***** Provided data *****
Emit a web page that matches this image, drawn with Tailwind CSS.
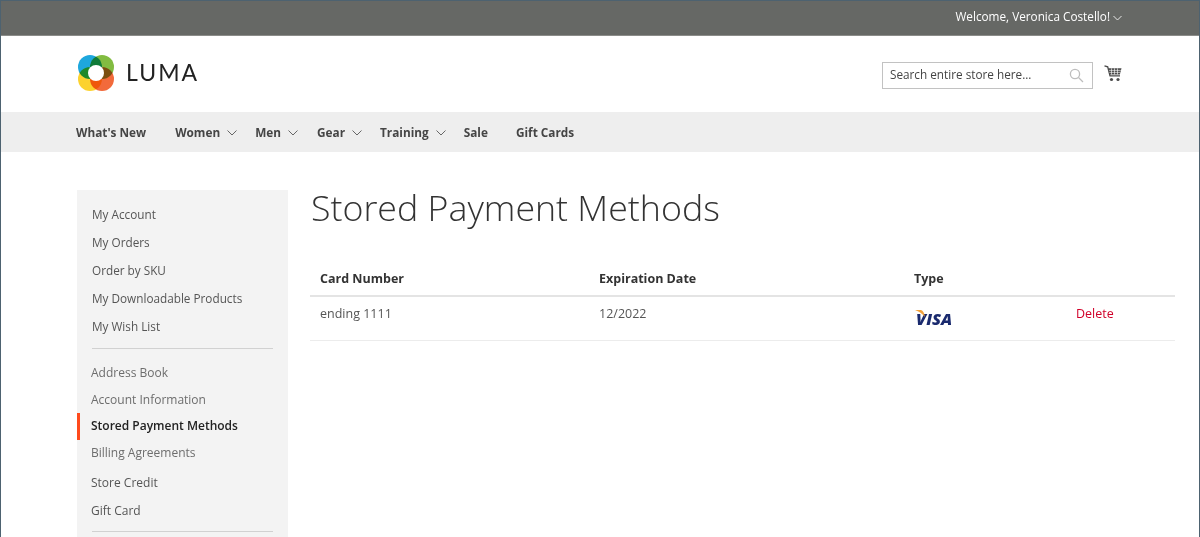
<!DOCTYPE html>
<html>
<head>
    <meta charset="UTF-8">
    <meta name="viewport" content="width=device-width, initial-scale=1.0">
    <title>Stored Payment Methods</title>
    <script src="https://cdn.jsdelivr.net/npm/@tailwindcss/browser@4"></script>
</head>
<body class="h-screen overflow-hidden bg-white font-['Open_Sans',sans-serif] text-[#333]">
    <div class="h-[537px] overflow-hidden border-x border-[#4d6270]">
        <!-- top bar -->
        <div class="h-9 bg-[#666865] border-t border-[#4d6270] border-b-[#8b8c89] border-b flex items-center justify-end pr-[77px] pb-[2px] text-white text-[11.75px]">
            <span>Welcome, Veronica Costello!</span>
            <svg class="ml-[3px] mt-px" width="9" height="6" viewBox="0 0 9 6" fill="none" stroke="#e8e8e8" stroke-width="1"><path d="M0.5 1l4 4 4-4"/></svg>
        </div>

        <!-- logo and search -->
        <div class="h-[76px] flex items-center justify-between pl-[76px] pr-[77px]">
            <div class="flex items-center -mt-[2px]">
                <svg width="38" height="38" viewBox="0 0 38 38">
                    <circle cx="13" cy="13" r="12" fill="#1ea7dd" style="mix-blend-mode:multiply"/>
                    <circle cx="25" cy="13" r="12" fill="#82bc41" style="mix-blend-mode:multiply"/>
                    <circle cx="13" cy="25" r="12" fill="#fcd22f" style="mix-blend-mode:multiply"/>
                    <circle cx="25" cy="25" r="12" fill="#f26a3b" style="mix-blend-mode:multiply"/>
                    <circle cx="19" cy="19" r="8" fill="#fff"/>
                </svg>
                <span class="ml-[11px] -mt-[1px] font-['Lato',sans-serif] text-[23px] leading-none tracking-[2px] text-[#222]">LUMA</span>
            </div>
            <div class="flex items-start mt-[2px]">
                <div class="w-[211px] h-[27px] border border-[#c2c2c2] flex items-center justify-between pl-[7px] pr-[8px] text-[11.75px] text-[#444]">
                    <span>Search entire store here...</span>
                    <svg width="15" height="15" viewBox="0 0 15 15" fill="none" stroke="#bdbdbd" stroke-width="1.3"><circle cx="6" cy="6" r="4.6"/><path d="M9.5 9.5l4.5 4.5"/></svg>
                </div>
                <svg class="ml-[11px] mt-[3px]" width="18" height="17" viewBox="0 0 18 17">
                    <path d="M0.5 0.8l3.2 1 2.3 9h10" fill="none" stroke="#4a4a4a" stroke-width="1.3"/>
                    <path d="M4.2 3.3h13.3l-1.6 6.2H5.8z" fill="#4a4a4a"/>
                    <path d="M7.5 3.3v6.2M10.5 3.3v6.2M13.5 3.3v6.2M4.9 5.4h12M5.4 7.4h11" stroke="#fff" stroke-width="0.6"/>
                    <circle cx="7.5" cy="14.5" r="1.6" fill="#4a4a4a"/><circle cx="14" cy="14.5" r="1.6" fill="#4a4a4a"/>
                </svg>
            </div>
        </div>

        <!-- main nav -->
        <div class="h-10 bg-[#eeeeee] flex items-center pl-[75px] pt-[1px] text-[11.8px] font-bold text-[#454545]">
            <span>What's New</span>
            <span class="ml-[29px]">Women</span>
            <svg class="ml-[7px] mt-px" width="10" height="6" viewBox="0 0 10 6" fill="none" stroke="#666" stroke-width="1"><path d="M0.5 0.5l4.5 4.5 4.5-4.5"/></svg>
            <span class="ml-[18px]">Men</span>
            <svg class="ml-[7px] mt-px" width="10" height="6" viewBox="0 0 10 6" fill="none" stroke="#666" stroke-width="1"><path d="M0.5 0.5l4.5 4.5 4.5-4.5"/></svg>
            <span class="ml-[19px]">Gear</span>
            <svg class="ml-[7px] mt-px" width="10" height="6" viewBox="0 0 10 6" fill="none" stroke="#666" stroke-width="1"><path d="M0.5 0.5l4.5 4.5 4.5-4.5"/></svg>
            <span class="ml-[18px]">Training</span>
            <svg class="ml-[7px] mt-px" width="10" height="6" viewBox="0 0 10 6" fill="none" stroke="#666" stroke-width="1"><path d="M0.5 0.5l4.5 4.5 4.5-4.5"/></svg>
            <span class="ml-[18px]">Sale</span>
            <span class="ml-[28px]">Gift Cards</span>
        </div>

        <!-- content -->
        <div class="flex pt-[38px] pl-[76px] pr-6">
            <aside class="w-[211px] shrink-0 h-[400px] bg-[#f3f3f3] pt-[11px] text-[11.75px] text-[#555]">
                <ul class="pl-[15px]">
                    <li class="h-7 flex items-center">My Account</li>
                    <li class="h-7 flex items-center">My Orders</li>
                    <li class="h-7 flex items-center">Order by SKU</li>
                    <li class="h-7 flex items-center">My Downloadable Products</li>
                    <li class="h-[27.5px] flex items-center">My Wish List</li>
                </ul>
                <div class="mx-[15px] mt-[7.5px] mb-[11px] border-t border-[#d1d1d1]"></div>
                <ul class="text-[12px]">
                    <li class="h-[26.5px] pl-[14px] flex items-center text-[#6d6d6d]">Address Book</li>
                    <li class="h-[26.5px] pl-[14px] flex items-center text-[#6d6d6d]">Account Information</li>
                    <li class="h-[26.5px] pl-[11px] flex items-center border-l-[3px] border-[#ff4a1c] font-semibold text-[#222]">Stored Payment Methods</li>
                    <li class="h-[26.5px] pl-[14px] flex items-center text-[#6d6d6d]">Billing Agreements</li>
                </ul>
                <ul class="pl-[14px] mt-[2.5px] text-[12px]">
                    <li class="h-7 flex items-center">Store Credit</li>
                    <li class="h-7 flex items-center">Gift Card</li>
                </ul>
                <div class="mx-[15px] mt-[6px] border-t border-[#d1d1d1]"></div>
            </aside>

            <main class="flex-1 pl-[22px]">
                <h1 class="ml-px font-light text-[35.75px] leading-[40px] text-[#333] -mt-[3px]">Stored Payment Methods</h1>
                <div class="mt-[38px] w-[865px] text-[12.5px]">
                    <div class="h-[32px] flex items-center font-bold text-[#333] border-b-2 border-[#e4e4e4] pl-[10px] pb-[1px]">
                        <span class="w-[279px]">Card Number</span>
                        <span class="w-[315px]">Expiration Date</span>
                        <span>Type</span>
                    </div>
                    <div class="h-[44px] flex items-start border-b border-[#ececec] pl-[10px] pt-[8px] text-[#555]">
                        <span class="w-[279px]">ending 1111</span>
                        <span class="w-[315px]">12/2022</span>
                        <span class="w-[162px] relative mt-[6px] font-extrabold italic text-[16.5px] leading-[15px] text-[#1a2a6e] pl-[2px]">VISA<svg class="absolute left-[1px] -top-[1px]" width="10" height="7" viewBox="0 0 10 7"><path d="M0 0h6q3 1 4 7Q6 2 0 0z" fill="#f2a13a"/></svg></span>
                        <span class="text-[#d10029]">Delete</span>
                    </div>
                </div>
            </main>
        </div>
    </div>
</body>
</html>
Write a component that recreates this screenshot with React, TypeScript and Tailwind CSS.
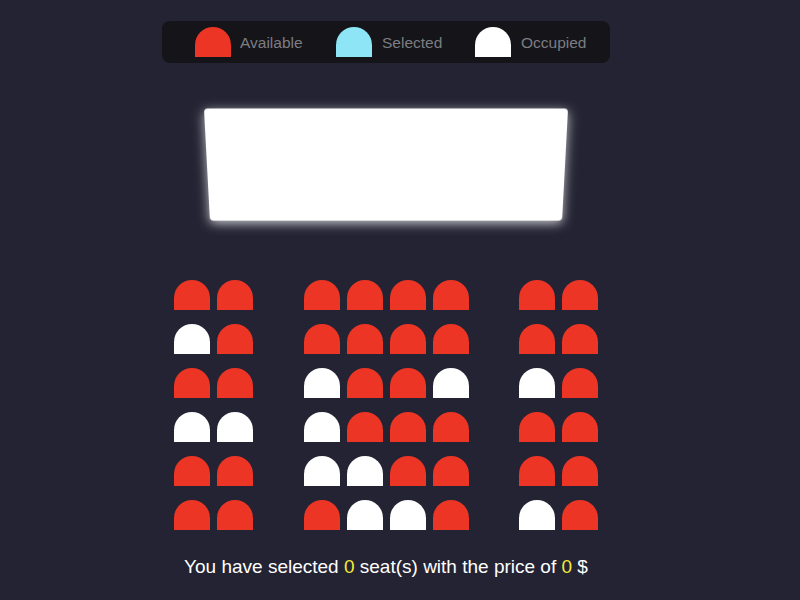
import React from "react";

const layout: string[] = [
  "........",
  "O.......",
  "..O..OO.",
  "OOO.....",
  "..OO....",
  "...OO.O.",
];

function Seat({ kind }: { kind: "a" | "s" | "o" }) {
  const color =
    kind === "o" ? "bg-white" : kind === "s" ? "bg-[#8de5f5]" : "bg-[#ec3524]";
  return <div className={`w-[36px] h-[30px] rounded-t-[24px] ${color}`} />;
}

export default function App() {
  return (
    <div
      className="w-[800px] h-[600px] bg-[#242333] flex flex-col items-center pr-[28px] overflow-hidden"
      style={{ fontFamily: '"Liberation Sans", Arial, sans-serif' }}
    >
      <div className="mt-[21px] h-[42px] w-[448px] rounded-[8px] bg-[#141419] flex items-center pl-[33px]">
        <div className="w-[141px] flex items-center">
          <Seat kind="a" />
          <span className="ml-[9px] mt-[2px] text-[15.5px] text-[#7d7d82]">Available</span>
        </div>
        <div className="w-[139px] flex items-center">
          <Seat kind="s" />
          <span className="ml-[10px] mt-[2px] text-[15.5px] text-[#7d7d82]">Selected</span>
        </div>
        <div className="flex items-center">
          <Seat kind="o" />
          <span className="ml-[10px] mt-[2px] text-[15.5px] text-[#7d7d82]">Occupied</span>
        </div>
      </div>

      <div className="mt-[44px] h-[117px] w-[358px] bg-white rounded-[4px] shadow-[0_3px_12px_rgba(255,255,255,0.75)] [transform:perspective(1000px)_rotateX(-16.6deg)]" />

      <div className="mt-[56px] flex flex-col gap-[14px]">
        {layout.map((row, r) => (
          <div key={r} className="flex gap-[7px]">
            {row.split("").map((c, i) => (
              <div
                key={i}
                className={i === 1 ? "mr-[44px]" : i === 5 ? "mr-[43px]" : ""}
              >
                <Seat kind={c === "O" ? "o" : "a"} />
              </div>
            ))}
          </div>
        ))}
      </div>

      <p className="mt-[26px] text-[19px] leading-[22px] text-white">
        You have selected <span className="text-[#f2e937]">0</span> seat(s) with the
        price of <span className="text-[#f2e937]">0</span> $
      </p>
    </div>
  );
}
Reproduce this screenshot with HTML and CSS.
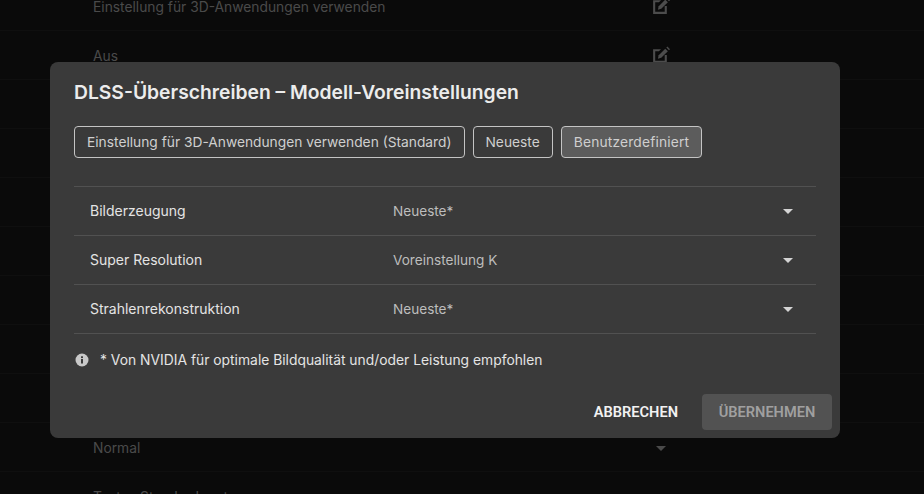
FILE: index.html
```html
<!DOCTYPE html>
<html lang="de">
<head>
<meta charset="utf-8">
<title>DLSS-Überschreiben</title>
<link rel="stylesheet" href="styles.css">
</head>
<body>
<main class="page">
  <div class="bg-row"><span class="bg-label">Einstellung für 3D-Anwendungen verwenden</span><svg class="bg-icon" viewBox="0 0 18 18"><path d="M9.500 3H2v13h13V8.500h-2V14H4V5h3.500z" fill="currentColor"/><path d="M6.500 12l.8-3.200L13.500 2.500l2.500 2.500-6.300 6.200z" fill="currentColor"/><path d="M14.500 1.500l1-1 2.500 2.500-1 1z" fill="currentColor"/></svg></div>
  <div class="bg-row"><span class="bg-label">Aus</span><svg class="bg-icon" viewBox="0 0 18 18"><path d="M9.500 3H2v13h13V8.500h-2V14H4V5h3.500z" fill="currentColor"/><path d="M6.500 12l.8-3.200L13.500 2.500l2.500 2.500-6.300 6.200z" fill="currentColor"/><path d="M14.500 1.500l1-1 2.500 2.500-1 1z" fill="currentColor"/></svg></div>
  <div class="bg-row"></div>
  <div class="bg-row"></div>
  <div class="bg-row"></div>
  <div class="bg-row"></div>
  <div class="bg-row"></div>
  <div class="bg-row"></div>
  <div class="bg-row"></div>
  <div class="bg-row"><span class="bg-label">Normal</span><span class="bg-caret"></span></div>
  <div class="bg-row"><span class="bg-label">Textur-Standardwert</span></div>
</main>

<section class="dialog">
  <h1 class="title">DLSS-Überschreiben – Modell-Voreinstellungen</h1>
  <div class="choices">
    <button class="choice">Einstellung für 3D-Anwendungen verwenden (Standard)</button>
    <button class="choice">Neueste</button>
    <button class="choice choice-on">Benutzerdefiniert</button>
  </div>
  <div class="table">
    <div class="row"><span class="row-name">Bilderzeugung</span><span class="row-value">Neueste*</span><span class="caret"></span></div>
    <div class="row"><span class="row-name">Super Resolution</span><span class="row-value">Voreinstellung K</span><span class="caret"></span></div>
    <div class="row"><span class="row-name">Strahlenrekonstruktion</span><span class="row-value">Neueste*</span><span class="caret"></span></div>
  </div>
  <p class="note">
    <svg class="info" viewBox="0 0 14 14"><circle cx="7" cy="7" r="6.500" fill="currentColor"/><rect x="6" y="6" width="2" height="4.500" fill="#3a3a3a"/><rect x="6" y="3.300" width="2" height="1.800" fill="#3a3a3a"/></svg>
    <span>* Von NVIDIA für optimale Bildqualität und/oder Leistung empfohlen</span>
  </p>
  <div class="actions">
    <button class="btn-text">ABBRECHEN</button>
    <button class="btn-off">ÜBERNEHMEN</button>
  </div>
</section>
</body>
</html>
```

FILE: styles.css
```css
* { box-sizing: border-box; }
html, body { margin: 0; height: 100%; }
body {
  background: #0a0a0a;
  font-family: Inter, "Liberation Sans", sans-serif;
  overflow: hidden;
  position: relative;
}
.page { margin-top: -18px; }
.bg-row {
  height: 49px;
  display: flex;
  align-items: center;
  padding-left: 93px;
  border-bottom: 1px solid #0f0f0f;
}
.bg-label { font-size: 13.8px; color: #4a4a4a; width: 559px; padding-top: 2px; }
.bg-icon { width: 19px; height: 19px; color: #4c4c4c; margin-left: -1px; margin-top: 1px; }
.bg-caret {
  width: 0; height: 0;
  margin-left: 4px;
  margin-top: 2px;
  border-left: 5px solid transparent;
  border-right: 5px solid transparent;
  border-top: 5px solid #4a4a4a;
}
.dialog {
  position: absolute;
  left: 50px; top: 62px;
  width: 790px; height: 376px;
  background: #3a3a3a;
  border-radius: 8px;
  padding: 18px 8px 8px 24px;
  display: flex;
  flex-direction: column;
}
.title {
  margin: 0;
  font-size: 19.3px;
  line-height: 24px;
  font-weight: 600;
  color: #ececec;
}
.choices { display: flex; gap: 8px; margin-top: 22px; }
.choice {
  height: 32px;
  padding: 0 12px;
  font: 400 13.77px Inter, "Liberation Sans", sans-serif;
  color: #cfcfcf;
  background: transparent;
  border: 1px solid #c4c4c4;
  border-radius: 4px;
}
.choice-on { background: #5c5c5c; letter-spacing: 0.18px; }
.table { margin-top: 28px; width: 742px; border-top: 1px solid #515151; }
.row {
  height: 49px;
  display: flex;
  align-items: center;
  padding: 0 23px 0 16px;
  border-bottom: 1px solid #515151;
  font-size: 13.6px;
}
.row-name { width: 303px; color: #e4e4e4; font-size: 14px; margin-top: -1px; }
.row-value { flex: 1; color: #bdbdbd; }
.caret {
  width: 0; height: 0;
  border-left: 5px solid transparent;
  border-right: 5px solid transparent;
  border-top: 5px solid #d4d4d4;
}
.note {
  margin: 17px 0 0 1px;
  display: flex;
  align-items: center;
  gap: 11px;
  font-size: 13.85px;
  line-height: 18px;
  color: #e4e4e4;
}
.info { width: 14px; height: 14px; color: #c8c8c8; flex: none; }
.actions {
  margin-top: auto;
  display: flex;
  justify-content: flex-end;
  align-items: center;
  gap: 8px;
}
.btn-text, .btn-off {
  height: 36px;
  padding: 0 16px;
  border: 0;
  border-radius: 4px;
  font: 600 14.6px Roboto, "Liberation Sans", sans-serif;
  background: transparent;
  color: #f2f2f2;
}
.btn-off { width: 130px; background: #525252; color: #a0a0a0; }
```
*****
Objective: Using the records above, copy each line that contains "page".

Result of this exercise:
Emit a web page that matches this image, drawn with Tailwind CSS.
<main class="page">
.page { margin-top: -18px; }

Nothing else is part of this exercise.